Data provided.
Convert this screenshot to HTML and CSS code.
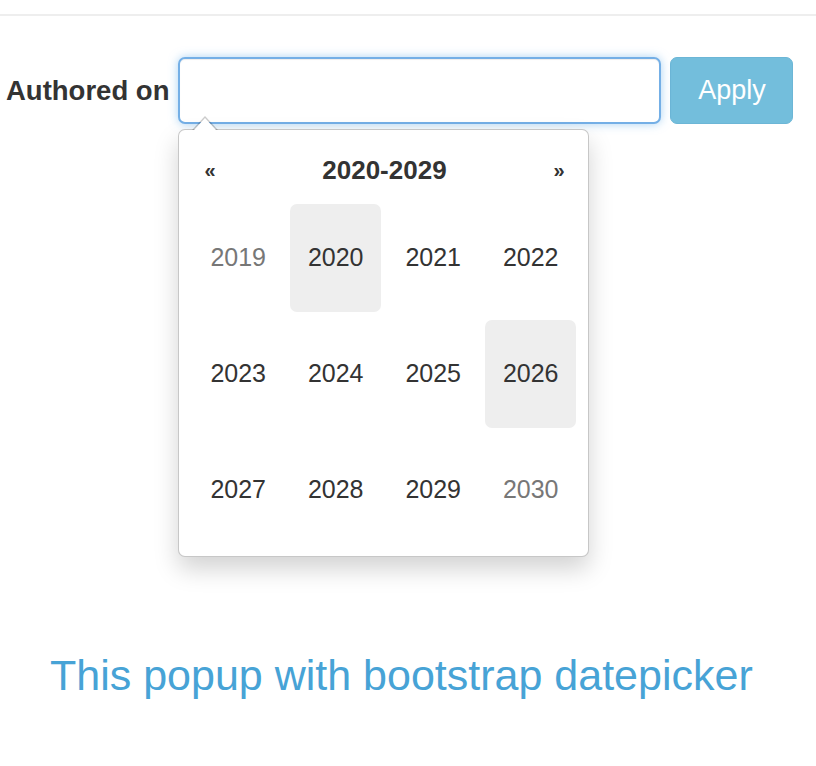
FILE: index.html
```html
<!DOCTYPE html>
<html>
<head>
  <meta charset="UTF-8">
  <title>Authored on - datepicker</title>
  <link rel="stylesheet" href="styles.css">
</head>
<body>
  <div class="topbar"></div>

  <form class="filter">
    <label class="filter-label" for="authored">Authored on</label>
    <div class="date-field">
      <input id="authored" class="date-input" type="text" value="">
      <div class="datepicker">
        <div class="dp-head">
          <span class="dp-nav">&laquo;</span>
          <span class="dp-switch">2020-2029</span>
          <span class="dp-nav">&raquo;</span>
        </div>
        <div class="dp-years">
          <span class="year old">2019</span>
          <span class="year active">2020</span>
          <span class="year">2021</span>
          <span class="year">2022</span>
          <span class="year">2023</span>
          <span class="year">2024</span>
          <span class="year">2025</span>
          <span class="year focused">2026</span>
          <span class="year">2027</span>
          <span class="year">2028</span>
          <span class="year">2029</span>
          <span class="year new">2030</span>
        </div>
      </div>
    </div>
    <button class="btn-apply" type="button">Apply</button>
  </form>

  <h3 class="caption">This popup with bootstrap datepicker</h3>
</body>
</html>
```

FILE: styles.css
```css
body {
  margin: 0;
  color: #333333;
  font-family: "Liberation Sans", Arial, sans-serif;
}

.topbar {
  height: 2px;
  margin-top: 14px;
  background: #eeeeee;
}

.filter {
  display: flex;
  align-items: center;
  gap: 9px;
  margin-top: 41px;
  padding-left: 6px;
}

.filter-label {
  font-size: 27.5px;
  font-weight: bold;
}

.date-field {
  position: relative;
  width: 483px;
}

.date-input {
  display: block;
  box-sizing: border-box;
  width: 100%;
  height: 67px;
  border: 2px solid #74afe6;
  border-radius: 7px;
  box-shadow: inset 0 1px 1px rgba(0, 0, 0, 0.075), 0 0 10px rgba(102, 175, 233, 0.55);
  outline: none;
}

.btn-apply {
  width: 123px;
  height: 67px;
  border: 1px solid #6cb6d6;
  border-radius: 7px;
  background: #73bedc;
  color: #ffffff;
  font-family: "Liberation Sans", Arial, sans-serif;
  font-size: 27px;
}

/* popup */
.datepicker {
  position: absolute;
  top: 72px;
  left: 0;
  box-sizing: border-box;
  width: 411px;
  padding: 10px 9px 8px 10px;
  background: #ffffff;
  border: 1px solid rgba(0, 0, 0, 0.22);
  border-radius: 7px;
  box-shadow: 0 12px 24px rgba(0, 0, 0, 0.175);
}

.datepicker:before {
  content: "";
  position: absolute;
  top: -14px;
  left: 13px;
  border-left: 13px solid transparent;
  border-right: 13px solid transparent;
  border-bottom: 14px solid rgba(0, 0, 0, 0.2);
}

.datepicker:after {
  content: "";
  position: absolute;
  top: -12px;
  left: 15px;
  border-left: 11px solid transparent;
  border-right: 11px solid transparent;
  border-bottom: 12px solid #ffffff;
}

.dp-head {
  display: grid;
  grid-template-columns: 41px 1fr 41px;
  align-items: center;
  height: 60px;
  text-align: center;
  font-weight: bold;
}

.dp-nav {
  font-size: 20px;
}

.dp-switch {
  font-size: 26px;
}

.dp-years {
  display: grid;
  grid-template-columns: repeat(4, 1fr);
  grid-auto-rows: 116px;
}

.year {
  display: flex;
  align-items: center;
  justify-content: center;
  margin: 4px 3.5px;
  padding-bottom: 2px;
  border-radius: 7px;
  font-size: 25px;
}

.year.old,
.year.new {
  color: #777777;
}

.year.active,
.year.focused {
  background: #eeeeee;
}

.caption {
  margin: 527px 0 0 0;
  padding-left: 50px;
  color: #47a3d6;
  font-size: 43px;
  font-weight: normal;
  line-height: 48px;
}
```
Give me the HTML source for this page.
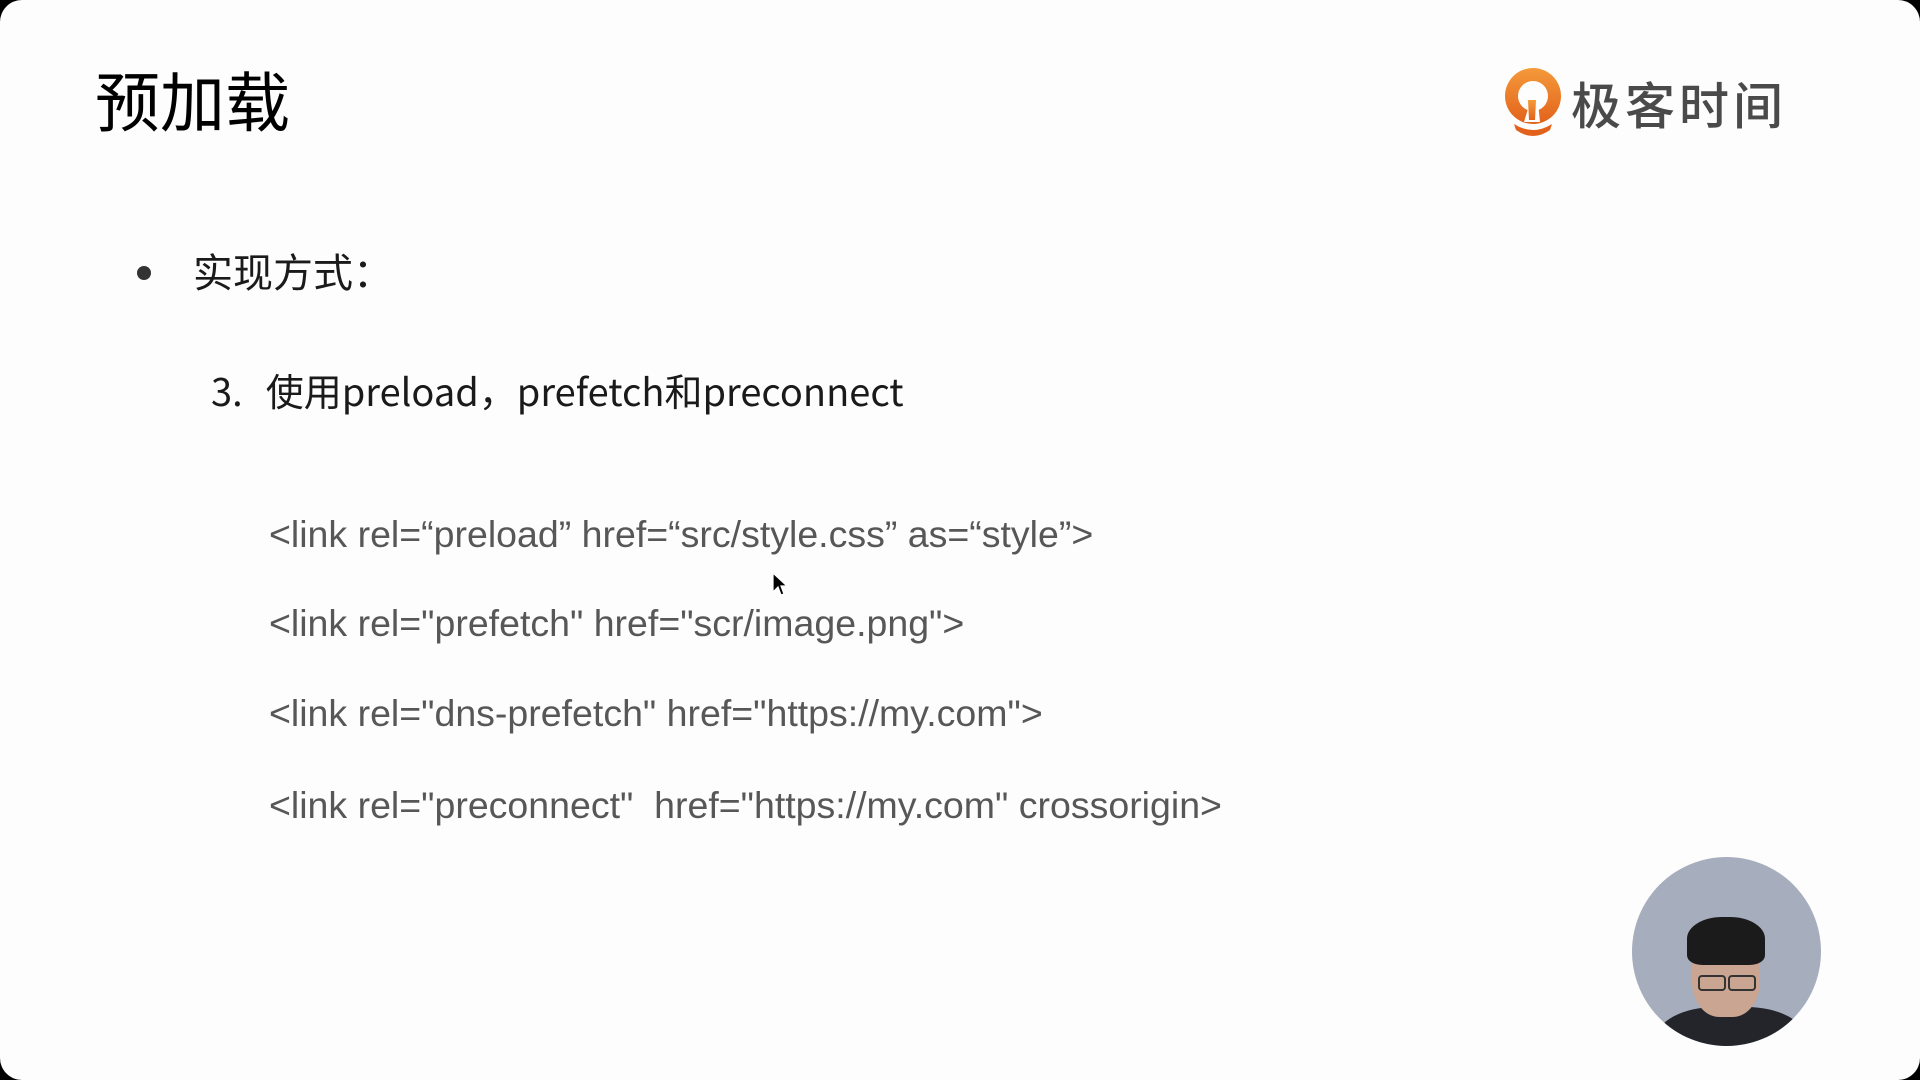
<!DOCTYPE html>
<html><head><meta charset="utf-8"><style>
html,body{margin:0;padding:0;background:#000;}
.slide{position:absolute;left:0;top:0;width:1920px;height:1080px;background:#fdfdfd;border-radius:22px;overflow:hidden;}
.a{position:absolute;white-space:nowrap;line-height:1;}
.cjk{font-family:"Noto Sans CJK SC","Liberation Sans",sans-serif;color:#111;}
.code{font-family:"Liberation Sans",Arial,sans-serif;font-size:37.5px;color:#575757;}
</style></head><body>
<div class="slide">
<div class="a cjk" style="left:95px;top:66px;font-size:65px;color:#000;">预加载</div>
<div class="a" style="left:137px;top:266px;width:14px;height:14px;border-radius:50%;background:#333;"></div>
<div class="a cjk" style="left:193px;top:250px;font-size:40px;color:#1a1a1a;">实现方式：</div>
<div class="a cjk" style="left:211px;top:371px;font-size:38px;color:#1a1a1a;">3.&nbsp;&nbsp;<span style="margin-left:6px">使用preload，prefetch和preconnect</span></div>
<div class="a code" style="left:269px;top:516px;">&lt;link rel=“preload” href=“src/style.css” as=“style”&gt;</div>
<div class="a code" style="left:269px;top:605px;">&lt;link rel="prefetch" href="scr/image.png"&gt;</div>
<div class="a code" style="left:269px;top:695px;">&lt;link rel="dns-prefetch" href="https://my.com"&gt;</div>
<div class="a code" style="left:269px;top:787px;">&lt;link rel="preconnect"&nbsp; href="https://my.com" crossorigin&gt;</div>
<svg class="a" style="left:772px;top:572px" width="16" height="26" viewBox="0 0 16 26"><path d="M1 1 L1 20 L6 15 L9 23 L12 22 L9 14 L15 14 Z" fill="#000" stroke="#fff" stroke-width="1.2"/></svg>
<svg class="a" style="left:1502px;top:66px" width="62" height="72" viewBox="0 0 62 72">
<defs><linearGradient id="g" x1="0" y1="0" x2="0" y2="1"><stop offset="0" stop-color="#f49a3a"/><stop offset="1" stop-color="#e2621b"/></linearGradient></defs>
<circle cx="31" cy="30" r="28" fill="url(#g)"/>
<circle cx="31" cy="30" r="15" fill="#fdfdfd"/>
<path d="M22 56 L28 36 L36 36 L38 56 Z" fill="#fdfdfd"/>
<path d="M26 34 L34 34 L33 54 L27 54 Z" fill="url(#g)"/>
<path d="M12 58 Q31 70 50 58 L48 64 Q31 76 14 64 Z" fill="#e2621b"/>
</svg>
<div class="a" style="left:1571px;top:78px;font-size:50px;font-family:'Noto Sans CJK SC',sans-serif;font-weight:500;color:#4a4a4a;letter-spacing:4px;">极客时间</div>
<div class="a" style="left:1632px;top:857px;width:189px;height:189px;border-radius:50%;overflow:hidden;background:#a6adbd;">
<div class="a" style="left:24px;top:150px;width:150px;height:80px;border-radius:40% 40% 0 0;background:#23252a;"></div>
<div class="a" style="left:60px;top:70px;width:68px;height:90px;border-radius:40%;background:#c9a592;"></div>
<div class="a" style="left:55px;top:60px;width:78px;height:48px;border-radius:45% 45% 20% 20%;background:#1c1b1c;"></div>
<div class="a" style="left:66px;top:118px;width:24px;height:12px;border:2px solid #333;border-radius:4px;"></div>
<div class="a" style="left:96px;top:118px;width:24px;height:12px;border:2px solid #333;border-radius:4px;"></div>
</div>
</div>
</body></html>
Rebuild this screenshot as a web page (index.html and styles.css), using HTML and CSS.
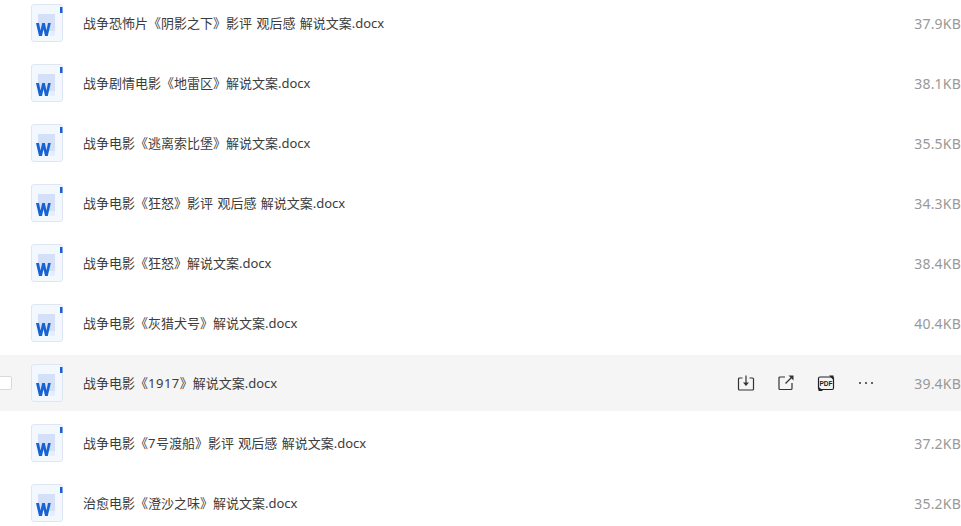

What this task involves.
Give every record back exactly as it reads, with no images.

Solution to this task.
Convert this screenshot to HTML and CSS code.
FILE: index.html
```html
<!DOCTYPE html>
<html>
<head>
  <meta charset="UTF-8">
  <title>Authored on - datepicker</title>
  <link rel="stylesheet" href="styles.css">
</head>
<body>
  <div class="topbar"></div>

  <form class="filter">
    <label class="filter-label" for="authored">Authored on</label>
    <div class="date-field">
      <input id="authored" class="date-input" type="text" value="">
      <div class="datepicker">
        <div class="dp-head">
          <span class="dp-nav">&laquo;</span>
          <span class="dp-switch">2020-2029</span>
          <span class="dp-nav">&raquo;</span>
        </div>
        <div class="dp-years">
          <span class="year old">2019</span>
          <span class="year active">2020</span>
          <span class="year">2021</span>
          <span class="year">2022</span>
          <span class="year">2023</span>
          <span class="year">2024</span>
          <span class="year">2025</span>
          <span class="year focused">2026</span>
          <span class="year">2027</span>
          <span class="year">2028</span>
          <span class="year">2029</span>
          <span class="year new">2030</span>
        </div>
      </div>
    </div>
    <button class="btn-apply" type="button">Apply</button>
  </form>

  <h3 class="caption">This popup with bootstrap datepicker</h3>
</body>
</html>
```

FILE: styles.css
```css
body {
  margin: 0;
  color: #333333;
  font-family: "Liberation Sans", Arial, sans-serif;
}

.topbar {
  height: 2px;
  margin-top: 14px;
  background: #eeeeee;
}

.filter {
  display: flex;
  align-items: center;
  gap: 9px;
  margin-top: 41px;
  padding-left: 6px;
}

.filter-label {
  font-size: 27.5px;
  font-weight: bold;
}

.date-field {
  position: relative;
  width: 483px;
}

.date-input {
  display: block;
  box-sizing: border-box;
  width: 100%;
  height: 67px;
  border: 2px solid #74afe6;
  border-radius: 7px;
  box-shadow: inset 0 1px 1px rgba(0, 0, 0, 0.075), 0 0 10px rgba(102, 175, 233, 0.55);
  outline: none;
}

.btn-apply {
  width: 123px;
  height: 67px;
  border: 1px solid #6cb6d6;
  border-radius: 7px;
  background: #73bedc;
  color: #ffffff;
  font-family: "Liberation Sans", Arial, sans-serif;
  font-size: 27px;
}

/* popup */
.datepicker {
  position: absolute;
  top: 72px;
  left: 0;
  box-sizing: border-box;
  width: 411px;
  padding: 10px 9px 8px 10px;
  background: #ffffff;
  border: 1px solid rgba(0, 0, 0, 0.22);
  border-radius: 7px;
  box-shadow: 0 12px 24px rgba(0, 0, 0, 0.175);
}

.datepicker:before {
  content: "";
  position: absolute;
  top: -14px;
  left: 13px;
  border-left: 13px solid transparent;
  border-right: 13px solid transparent;
  border-bottom: 14px solid rgba(0, 0, 0, 0.2);
}

.datepicker:after {
  content: "";
  position: absolute;
  top: -12px;
  left: 15px;
  border-left: 11px solid transparent;
  border-right: 11px solid transparent;
  border-bottom: 12px solid #ffffff;
}

.dp-head {
  display: grid;
  grid-template-columns: 41px 1fr 41px;
  align-items: center;
  height: 60px;
  text-align: center;
  font-weight: bold;
}

.dp-nav {
  font-size: 20px;
}

.dp-switch {
  font-size: 26px;
}

.dp-years {
  display: grid;
  grid-template-columns: repeat(4, 1fr);
  grid-auto-rows: 116px;
}

.year {
  display: flex;
  align-items: center;
  justify-content: center;
  margin: 4px 3.5px;
  padding-bottom: 2px;
  border-radius: 7px;
  font-size: 25px;
}

.year.old,
.year.new {
  color: #777777;
}

.year.active,
.year.focused {
  background: #eeeeee;
}

.caption {
  margin: 527px 0 0 0;
  padding-left: 50px;
  color: #47a3d6;
  font-size: 43px;
  font-weight: normal;
  line-height: 48px;
}
```
Give me the HTML source for this page.
<!DOCTYPE html>
<html><head><meta charset="utf-8"><style>
html,body{margin:0;padding:0;background:#000;}
.slide{position:absolute;left:0;top:0;width:1920px;height:1080px;background:#fdfdfd;border-radius:22px;overflow:hidden;}
.a{position:absolute;white-space:nowrap;line-height:1;}
.cjk{font-family:"Noto Sans CJK SC","Liberation Sans",sans-serif;color:#111;}
.code{font-family:"Liberation Sans",Arial,sans-serif;font-size:37.5px;color:#575757;}
</style></head><body>
<div class="slide">
<div class="a cjk" style="left:95px;top:66px;font-size:65px;color:#000;">预加载</div>
<div class="a" style="left:137px;top:266px;width:14px;height:14px;border-radius:50%;background:#333;"></div>
<div class="a cjk" style="left:193px;top:250px;font-size:40px;color:#1a1a1a;">实现方式：</div>
<div class="a cjk" style="left:211px;top:371px;font-size:38px;color:#1a1a1a;">3.&nbsp;&nbsp;<span style="margin-left:6px">使用preload，prefetch和preconnect</span></div>
<div class="a code" style="left:269px;top:516px;">&lt;link rel=“preload” href=“src/style.css” as=“style”&gt;</div>
<div class="a code" style="left:269px;top:605px;">&lt;link rel="prefetch" href="scr/image.png"&gt;</div>
<div class="a code" style="left:269px;top:695px;">&lt;link rel="dns-prefetch" href="https://my.com"&gt;</div>
<div class="a code" style="left:269px;top:787px;">&lt;link rel="preconnect"&nbsp; href="https://my.com" crossorigin&gt;</div>
<svg class="a" style="left:772px;top:572px" width="16" height="26" viewBox="0 0 16 26"><path d="M1 1 L1 20 L6 15 L9 23 L12 22 L9 14 L15 14 Z" fill="#000" stroke="#fff" stroke-width="1.2"/></svg>
<svg class="a" style="left:1502px;top:66px" width="62" height="72" viewBox="0 0 62 72">
<defs><linearGradient id="g" x1="0" y1="0" x2="0" y2="1"><stop offset="0" stop-color="#f49a3a"/><stop offset="1" stop-color="#e2621b"/></linearGradient></defs>
<circle cx="31" cy="30" r="28" fill="url(#g)"/>
<circle cx="31" cy="30" r="15" fill="#fdfdfd"/>
<path d="M22 56 L28 36 L36 36 L38 56 Z" fill="#fdfdfd"/>
<path d="M26 34 L34 34 L33 54 L27 54 Z" fill="url(#g)"/>
<path d="M12 58 Q31 70 50 58 L48 64 Q31 76 14 64 Z" fill="#e2621b"/>
</svg>
<div class="a" style="left:1571px;top:78px;font-size:50px;font-family:'Noto Sans CJK SC',sans-serif;font-weight:500;color:#4a4a4a;letter-spacing:4px;">极客时间</div>
<div class="a" style="left:1632px;top:857px;width:189px;height:189px;border-radius:50%;overflow:hidden;background:#a6adbd;">
<div class="a" style="left:24px;top:150px;width:150px;height:80px;border-radius:40% 40% 0 0;background:#23252a;"></div>
<div class="a" style="left:60px;top:70px;width:68px;height:90px;border-radius:40%;background:#c9a592;"></div>
<div class="a" style="left:55px;top:60px;width:78px;height:48px;border-radius:45% 45% 20% 20%;background:#1c1b1c;"></div>
<div class="a" style="left:66px;top:118px;width:24px;height:12px;border:2px solid #333;border-radius:4px;"></div>
<div class="a" style="left:96px;top:118px;width:24px;height:12px;border:2px solid #333;border-radius:4px;"></div>
</div>
</div>
</body></html>
Rebuild this screenshot as a web page (index.html and styles.css), using HTML and CSS.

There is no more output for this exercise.